Evaluating Cochrane's centralised search and screening processes: a retrospective analysis of the Cochrane Central Register of Controlled Trial's (CENTRAL) coverage

Presentation video:




Oral session: Searching and information retrieval (3)


Thursday 24 October 2019 - 11:00 to 12:30


All authors in correct order:

Noel-Storr A1, Featherstone R2, Glanville J3, Wisniewski S1, Dooley G4, Thomas J5, Foxlee R2
1 Cochrane Dementia and Cognitive Improvement Group, UK
2 Cochrane, UK
3 York Health Economics Consortium, UK
4 Metaxis, UK
5 University College London, UK
Presenting author and contact person

Presenting author:

Anna Noel-Storr

Contact person:

Abstract text
Background: Cochrane populates its Centralised Register of Controlled Trials (CENTRAL) through centralised searches from many sources, including data feeds from PubMed and Embase. Over the last few years, we have increased the number of sources feeding into CENTRAL and improved the efficiency of our processes through the use of application programming interfaces (APIs), machine learning (RCT classifier) and crowdsourcing (manual screening of records by Cochrane Crowd).

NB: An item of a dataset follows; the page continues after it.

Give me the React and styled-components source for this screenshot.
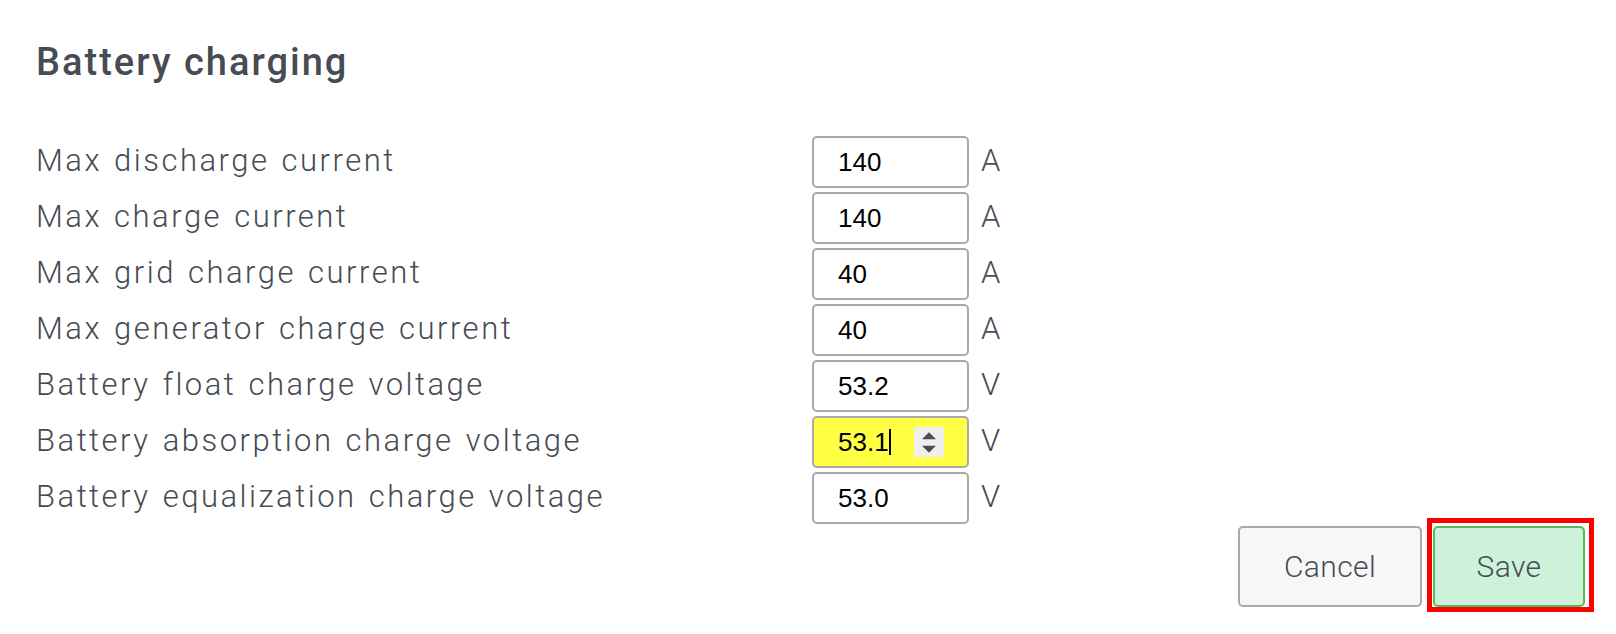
import React from "react";
import styled, { createGlobalStyle } from "styled-components";

const Global = createGlobalStyle`
  html, body { margin: 0; padding: 0; background: #ffffff; }
  body { font-family: "Roboto", "Liberation Sans", sans-serif; }
`;

const Page = styled.div`
  width: 1616px;
  height: 634px;
  box-sizing: border-box;
  padding: 39px 31px 0 36px;
  display: flex;
  flex-direction: column;
  overflow: hidden;
`;

const Title = styled.h2`
  margin: 0;
  font-family: "Roboto", "Liberation Sans", sans-serif;
  font-weight: 500;
  font-size: 38px;
  line-height: 46px;
  letter-spacing: 2px;
  color: #474b54;
`;

const Form = styled.div`
  margin-top: 51px;
  display: grid;
  grid-template-columns: 776px 157px auto;
  grid-auto-rows: 52px;
  row-gap: 4px;
  align-items: center;
`;

const Label = styled.div`
  font-family: "Roboto", "Liberation Sans", sans-serif;
  font-weight: 300;
  font-size: 31px;
  line-height: 52px;
  letter-spacing: 2.5px;
  word-spacing: 2px;
  color: #474b54;
  white-space: nowrap;
  transform: translateY(-1px);
`;

const FieldBox = styled.div`
  box-sizing: border-box;
  height: 52px;
  width: 157px;
  border: 2px solid #a9a9a9;
  border-radius: 5px;
  background: ${(p) => (p.$active ? "#ffff44" : "#ffffff")};
  display: flex;
  align-items: center;
  padding: 0 23px 0 24px;
  font-family: "Liberation Sans", Arial, sans-serif;
  font-size: 26px;
  color: #000000;
`;

const Caret = styled.span`
  display: inline-block;
  width: 2px;
  height: 26px;
  background: #000;
`;

const Spinner = styled.span`
  margin-left: auto;
  width: 30px;
  height: 30px;
  background: #efefef;
  display: flex;
  align-items: center;
  justify-content: center;
`;

const Unit = styled.div`
  margin-left: 12px;
  font-family: "Roboto", "Liberation Sans", sans-serif;
  font-weight: 300;
  font-size: 31px;
  line-height: 52px;
  color: #474b54;
  transform: translateY(-1px);
`;

const Actions = styled.div`
  margin-top: 2px;
  display: flex;
  justify-content: flex-end;
  gap: 11px;
`;

const Button = styled.button`
  position: relative;
  box-sizing: border-box;
  height: 81px;
  width: ${(p) => p.$w}px;
  border-radius: 5px;
  border: 2px solid ${(p) => (p.$primary ? "#5cb85c" : "#a9a9a9")};
  background: ${(p) => (p.$primary ? "#cdf2da" : "#f7f7f7")};
  font-family: "Roboto", "Liberation Sans", sans-serif;
  font-weight: 300;
  font-size: 30px;
  letter-spacing: 0.4px;
  color: #474b54;
  padding: 0;
  cursor: pointer;

  ${(p) =>
    p.$highlight &&
    `
    &::after {
      content: "";
      position: absolute;
      top: -10px;
      left: -8px;
      right: -11px;
      bottom: -7px;
      border: 5px solid #ff0000;
      pointer-events: none;
    }
  `}
`;

const rows = [
  { label: "Max discharge current", value: "140", unit: "A" },
  { label: "Max charge current", value: "140", unit: "A" },
  { label: "Max grid charge current", value: "40", unit: "A" },
  { label: "Max generator charge current", value: "40", unit: "A" },
  { label: "Battery float charge voltage", value: "53.2", unit: "V" },
  { label: "Battery absorption charge voltage", value: "53.1", unit: "V", active: true },
  { label: "Battery equalization charge voltage", value: "53.0", unit: "V" },
];

function SpinIcon() {
  return (
    <svg width="30" height="30" viewBox="0 0 30 30">
      <polygon points="8,12.3 22,12.3 15,5.3" fill="#4d4d4d" />
      <polygon points="8,18.7 22,18.7 15,25.7" fill="#4d4d4d" />
    </svg>
  );
}

export default function App() {
  return (
    <>
      <Global />
      <Page>
        <Title>Battery charging</Title>
        <Form>
          {rows.map((r) => (
            <React.Fragment key={r.label}>
              <Label>{r.label}</Label>
              <FieldBox $active={r.active}>
                <span>{r.value}</span>
                {r.active && <Caret />}
                {r.active && (
                  <Spinner>
                    <SpinIcon />
                  </Spinner>
                )}
              </FieldBox>
              <Unit>{r.unit}</Unit>
            </React.Fragment>
          ))}
        </Form>
        <Actions>
          <Button $w={184}>Cancel</Button>
          <Button $w={152} $primary $highlight>
            Save
          </Button>
        </Actions>
      </Page>
    </>
  );
}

Objectives: our objectives were to:
- assess the effectiveness of Cochrane’s centralised search and screening processes to identify eligible trials for inclusion in systematic reviews;
- understand why relevant trials may have been missed by our processes;
- inform enhancements to improve CENTRAL's coverage of eligible trials.

Methods: we identified all RCTs (whether they were published journal articles or trial registration records) with a publication date between 1 January 2017 and 31 December 2018 that had been included as an included study in a Cochrane Review. We then ran an audit trail on each record using the record’s bibliographic database accession number or trial registration ID number, to determine if the study had been identified by our centralised search process and added to CENTRAL. We reviewed the search and screening processes to understand why any RCTs included in those reviews, were not captured by the centralised processes.

Results: this analysis is currently ongoing. At the Colloquium we will present the results. This will include:
- the proportion and number of included studies not captured by the centralised search process;
- the proportion and number of included studies not captured by the centralised screening process;
- an in-depth analysis on studies not captured by either the search or screening process
- recommendations on how to improve the centralised searching and screening processes if necessary.

Conclusions: these new processes have significantly enriched CENTRAL. This makes it an essential resource for researchers around the world wanting to identify the available RCT evidence on a healthcare topic. This analysis will help to identify ways we can improve our processes for harvesting RCT records for CENTRAL.

Patient or healthcare consumer involvement: Cochrane Crowd contributors have played a critical role in helping to identify RCTs for CENTRAL. This analysis will demonstrate that the Crowd have potentially helped to identify hundreds of studies included in Cochrane Reviews of interventions, demonstrating the value of wider consumer involvement in the production of health evidence.